Kiplagat’s bold two mile spurt was, of course, calculated to test the mettle of her competitors. Once, in response to an inquiry made about the type of character trait that is required to be a great marathoner, former world record holder and coach Alberto Salazar offered that it takes “one who has the willingness and the capacity to suffer.” In giving his answer, Salazar was likely envisioning the type of race scenario that was just about to unfold in this gripping Olympic marathon.
Starting into the final loop, it was Keitany’s turn to push the pace in an effort to soften up the other medal contenders. Flanagan, who had been fighting gamely to re-connect with the Africans, was done. Her leg turn-over gone and alone in the road, she was destined to an arduous and lonely final lap to the finish. She would soon be passed by Arkhipova.
The Russian, inspired by sliding by the ’08 Olympic bronze medalist in the 10,000, gained renewed spirit and set her sites on the 6 leading Africans. Soon re-connected with the lead pack, Arkhipova instantly changed the racing dynamics. An accomplished track performer who has posted a steeplechase best of 9:09, Arkhipova now represented the kind of athlete who could pose a real threat to the African medal hopefuls if she could hang on to call upon her track speed as the finish approached.
Past 20 miles, the Russian went to work – pressing the pace and looking for weaknesses. But the Africans challenged her attempted control of the race, as pace shifts and mind-games were underway. Soon Dibaba and Kiplagat were out the back door. The contest was on in full as the final quartet of medal aspirants was still together at the 24 mile mark. The leaders, now in full flight, had covered the 24th mile in 5:16 and passed the 24 mile mark in 2:11:36. All that remained was a game of musical chairs for the medals: Galena, Jeptoo, Arkhipova, and Keitany – four superb athletes – battling for the three podium positions.

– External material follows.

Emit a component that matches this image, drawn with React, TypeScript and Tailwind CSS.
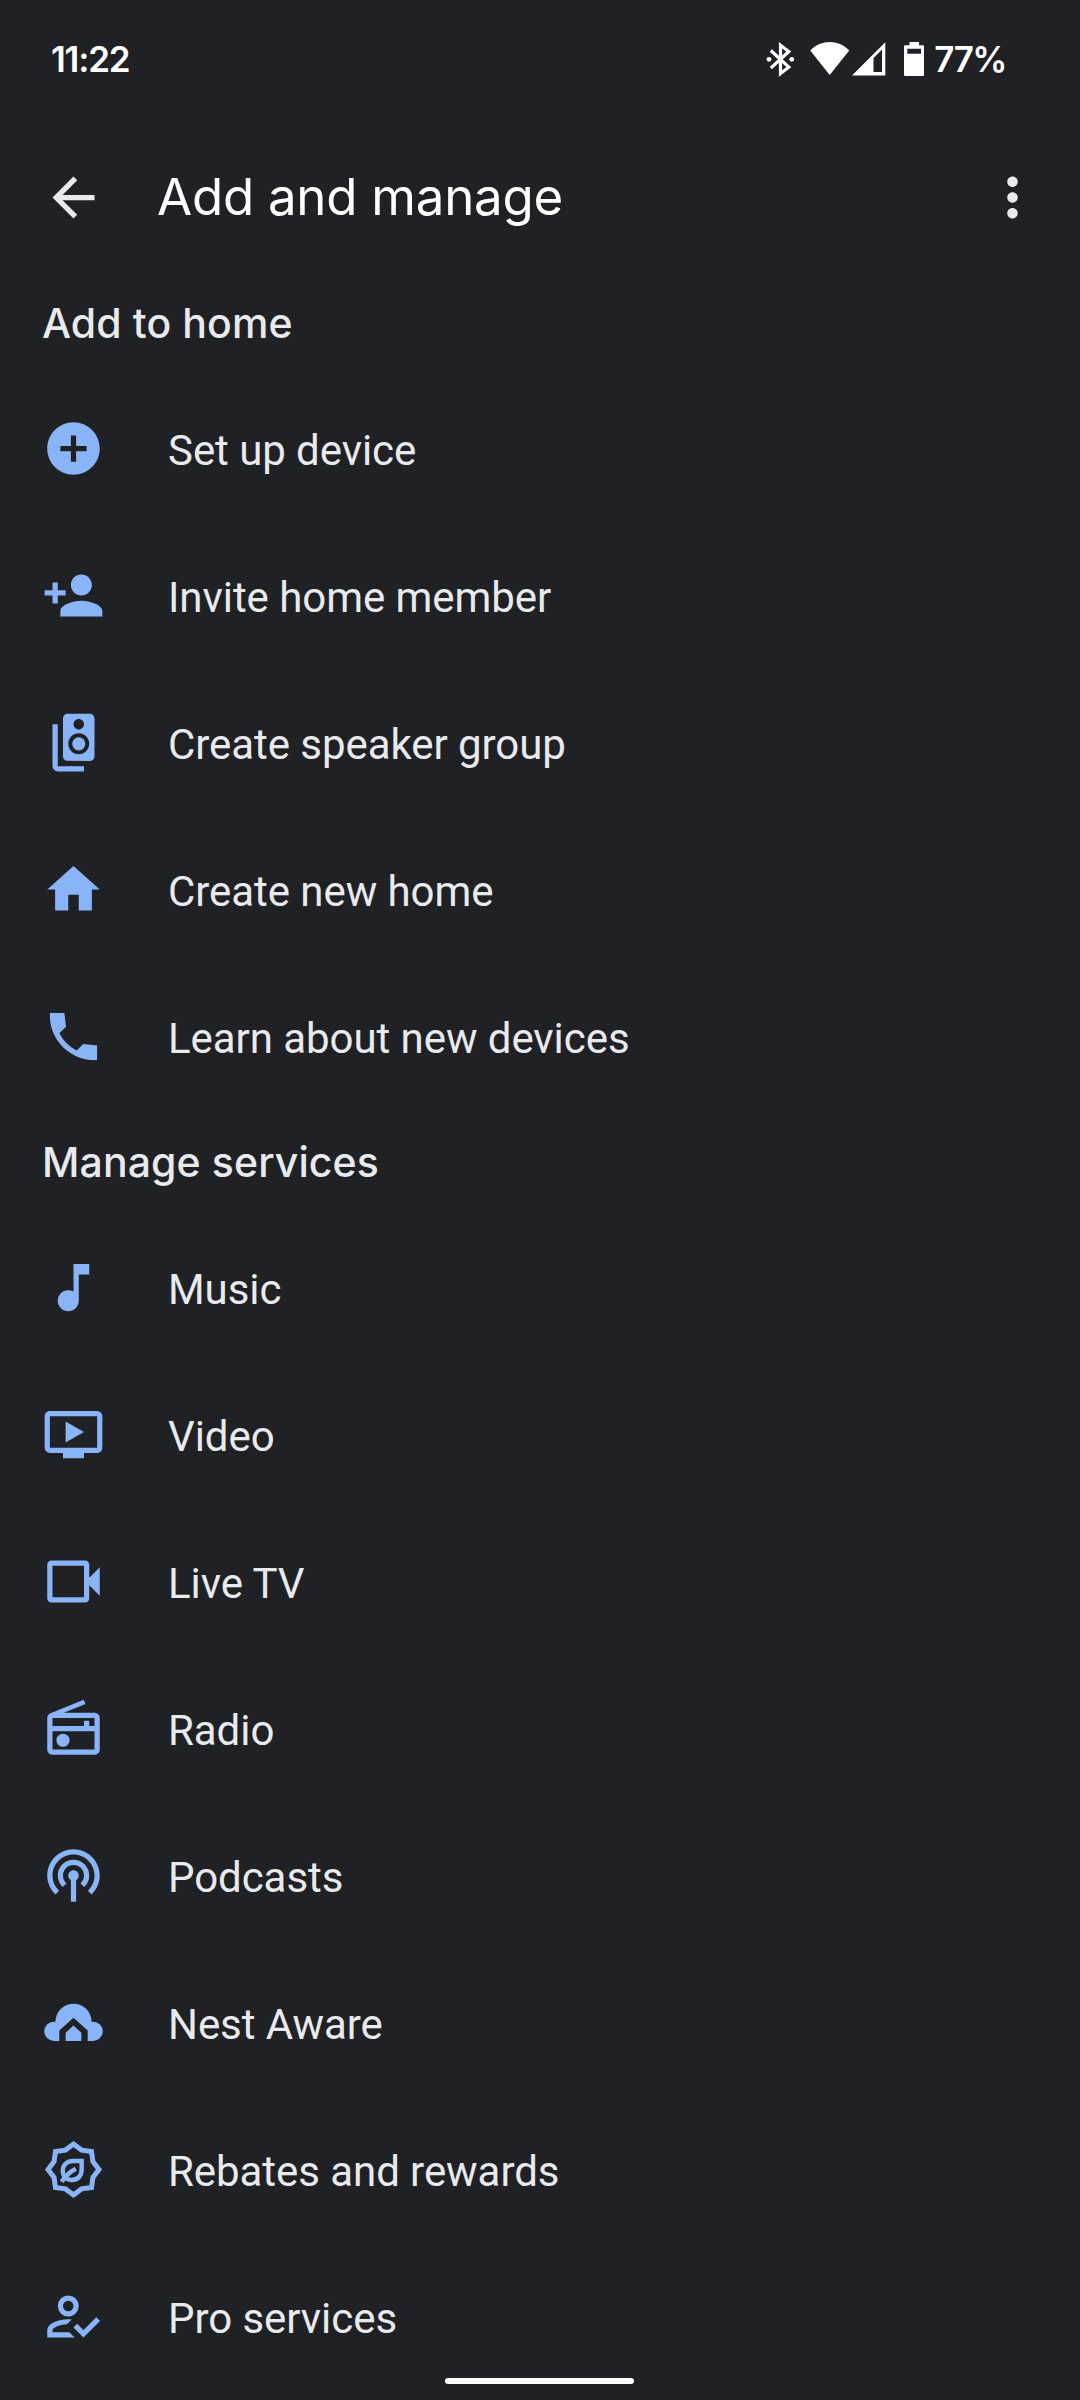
import type { ReactNode } from 'react';
import {
  MdAddCircle,
  MdArrowBack,
  MdHome,
  MdMoreVert,
  MdMusicNote,
  MdOndemandVideo,
  MdOutlineRadio,
  MdPersonAdd,
  MdPodcasts,
  MdSpeakerGroup,
} from 'react-icons/md';

type Item = { label: string; icon: ReactNode };

// eight-pointed badge outline
const star = Array.from({ length: 16 }, (_, i) => {
  const r = i % 2 ? 8 : 9.7;
  const a = (i * Math.PI) / 8;
  return `${(12 + r * Math.sin(a)).toFixed(2)},${(12 - r * Math.cos(a)).toFixed(2)}`;
}).join(' ');

function Svg({ children }: { children: ReactNode }) {
  return (
    <svg viewBox="0 0 24 24" className="size-[63px]" fill="currentColor">
      {children}
    </svg>
  );
}

function Phone() {
  return (
    <Svg>
      <path d="M21 15.46l-5.27-.61-2.52 2.52a15.05 15.05 0 0 1-6.59-6.59l2.53-2.53L8.54 3H3.03C2.45 13.18 10.82 21.55 21 20.97v-5.51z" />
    </Svg>
  );
}

function LiveTv() {
  return (
    <Svg>
      <path fillRule="evenodd" d="M3.6 4h12.8c.9 0 1.6.7 1.6 1.6v5l4-4v10.8l-4-4v5c0 .9-.7 1.6-1.6 1.6H3.6c-.9 0-1.6-.7-1.6-1.6V5.6C2 4.7 2.7 4 3.6 4zM4 6v12h12V6z" />
    </Svg>
  );
}

function NestAware() {
  return (
    <Svg>
      <path d="M6.600 19H4.500a3.650 3.650 0 0 1 0-7.300L5.100 11.750a6.900 6.900 0 0 1 13.800 0L19.500 11.700a3.650 3.650 0 0 1 0 7.300h-2.100v-4L12 10.200 6.600 15z" />
      <path d="M9 19v-3.100l3-2.750 3 2.750V19z" />
    </Svg>
  );
}

function Rebates() {
  return (
    <Svg>
      <g fill="none" stroke="currentColor">
        <polygon points={star} strokeWidth="1.9" />
        <path d="M15.100 8.750h-3.300c-2.300 0-3.900 1.600-3.900 3.750 0 2 1.500 3.500 3.500 3.500 2.200 0 3.700-1.600 3.700-3.900z" strokeWidth="1.700" />
        <path d="M7.500 16.700c1.300-2.200 2.900-3.700 5.400-5" strokeWidth="1.700" />
      </g>
    </Svg>
  );
}

function ProServices() {
  return (
    <Svg>
      <g fill="none" stroke="currentColor" strokeWidth="2">
        <circle cx="10" cy="8" r="3" />
        <path d="M12.700 15.500l3.100 3.100 5.600-5.600" />
      </g>
      <path d="M11.300 13.100C7.500 12.600 2 14.200 2 17.200V20h10.400l-2-2H4v-.7c0-1 3.100-2.300 5.500-2.300z" />
    </Svg>
  );
}

const home: Item[] = [
  { label: 'Set up device', icon: <MdAddCircle size={63} /> },
  { label: 'Invite home member', icon: <MdPersonAdd size={63} /> },
  { label: 'Create speaker group', icon: <MdSpeakerGroup size={63} /> },
  { label: 'Create new home', icon: <MdHome size={63} /> },
  { label: 'Learn about new devices', icon: <Phone /> },
];

const services: Item[] = [
  { label: 'Music', icon: <MdMusicNote size={63} /> },
  { label: 'Video', icon: <MdOndemandVideo size={63} /> },
  { label: 'Live TV', icon: <LiveTv /> },
  { label: 'Radio', icon: <MdOutlineRadio size={63} /> },
  { label: 'Podcasts', icon: <MdPodcasts size={63} /> },
  { label: 'Nest Aware', icon: <NestAware /> },
  { label: 'Rebates and rewards', icon: <Rebates /> },
  { label: 'Pro services', icon: <ProServices /> },
];

function StatusBar() {
  return (
    <header className="flex h-[118px] shrink-0 items-center justify-between pl-[51px] pr-[74px] text-[35px] font-semibold leading-none text-white">
      <span className="tracking-[-1.2px]">11:22</span>
      <div className="flex items-center">
        <svg width="170" height="40" viewBox="759 39 170 40" fill="currentColor">
          <path d="M770.800 50.500l18 16.700-8.300 6.300V45.200l8.300 6.300-18 16.700" fill="none" stroke="currentColor" strokeWidth="3.200" />
          <circle cx="769" cy="59.300" r="2.400" />
          <circle cx="791.700" cy="59.300" r="2.400" />
          <path d="M829.700 75l-19.500-24.500c11-11.300 28-11.300 39 0z" />
          <path fillRule="evenodd" d="M852 75.500l33.300-33.300v33.300zM873.500 58v14h8.500V49.500z" />
          <path fillRule="evenodd" d="M909.500 42h9.500v3.300h3.500c1 0 1.500.5 1.500 1.500V74.500c0 1-.5 1.500-1.500 1.500h-17c-1 0-1.500-.5-1.500-1.500V46.800c0-1 .5-1.500 1.500-1.500h4zM907.300 48.700v5H921v-5z" />
        </svg>
        <span className="ml-[5px] tracking-[-1.5px]">77%</span>
      </div>
    </header>
  );
}

function TopBar() {
  return (
    <div className="flex h-[153px] shrink-0 items-center pl-[42px] pr-[36px] pt-[6px] text-[#e8eaed]">
      <MdArrowBack size={63} />
      <h1 className="ml-[52px] flex-1 pb-[2px] text-[51px] leading-none tracking-[-0.25px] text-white">Add and manage</h1>
      <MdMoreVert size={63} />
    </div>
  );
}

function Section({ title, items }: { title: string; items: Item[] }) {
  return (
    <section>
      <h2 className="flex h-[104px] items-center pl-[42px] text-[41px] font-medium leading-none tracking-[0.1px] text-[#e8eaed]">{title}</h2>
      <ul>
        {items.map((item) => (
          <li key={item.label} className="flex h-[147px] items-center pl-[42px]">
            <span className="text-[#8ab4f8]">{item.icon}</span>
            <span className="ml-[63px] pt-[4px] font-[Roboto,sans-serif] text-[42px] leading-none tracking-[-0.06px] text-[#e8eaed]">{item.label}</span>
          </li>
        ))}
      </ul>
    </section>
  );
}

export default function App() {
  return (
    <div className="relative flex h-[2400px] w-[1080px] flex-col overflow-hidden bg-[#202124] font-[Inter,sans-serif]">
      <StatusBar />
      <TopBar />
      <Section title="Add to home" items={home} />
      <Section title="Manage services" items={services} />
      <div className="absolute bottom-[16px] left-[445px] h-[6px] w-[189px] rounded-full bg-white" />
    </div>
  );
}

With the finish just a handful of minutes away, Keitany, her face reflecting the effort, was first to crack, wavering at the back of the lead pack. She soon let go, the final three slipped away – and so did Keitany’s hopes for a medal of any color. With what proved to be perfect timing, Ethiopia’s Tiki Gelana – with about a kilometer to go – made a move that neither Jeptoo nor Arkhipova could cover. Opening up what proved to be a decisive 25 meter lead, the 24 year old Galena rounded the Victoria Memorial in front of Buckingham Palace as the rain returned. On the final straightaway with 400 meters to go, Galena pressed on. She needed to. Jeptoo chased her all the way to the line but was unable to mount a serious threat to overtake the Ethiopian. Galena’s winning time of 2:23:07 set a new Olympic record. Jeptoo, 5 seconds back in 2:23:12, took the silver medal. And Arkhipova, after clawing back from a large deficit at 18 miles, captured the bronze.
Flanagan and Goucher – the two remaining Americans – did performed honorably, but clearly had trained for and had expected much more. Flanagan – unable to respond to the Africans’ move near the 30 kilometer mark – finished 10th in 2:25:51. Her friend and teammate Goucher was right behind her in 11th place with a time of 2:26:07. Their finishing times – while not the performances they had targeted – were tantalizingly close to their marathon personal bests. Today’s race will prompt much post-Olympic speculation about American women distance running. The U.S. women have made important – but not yet medal-worthy – strides in the marathon. The addition of the type of speed-oriented, under-distance racing that prepared Galen Rupp to capture the Olympic silver medal in the men’s 10,000 just might prove to be the missing ingredient.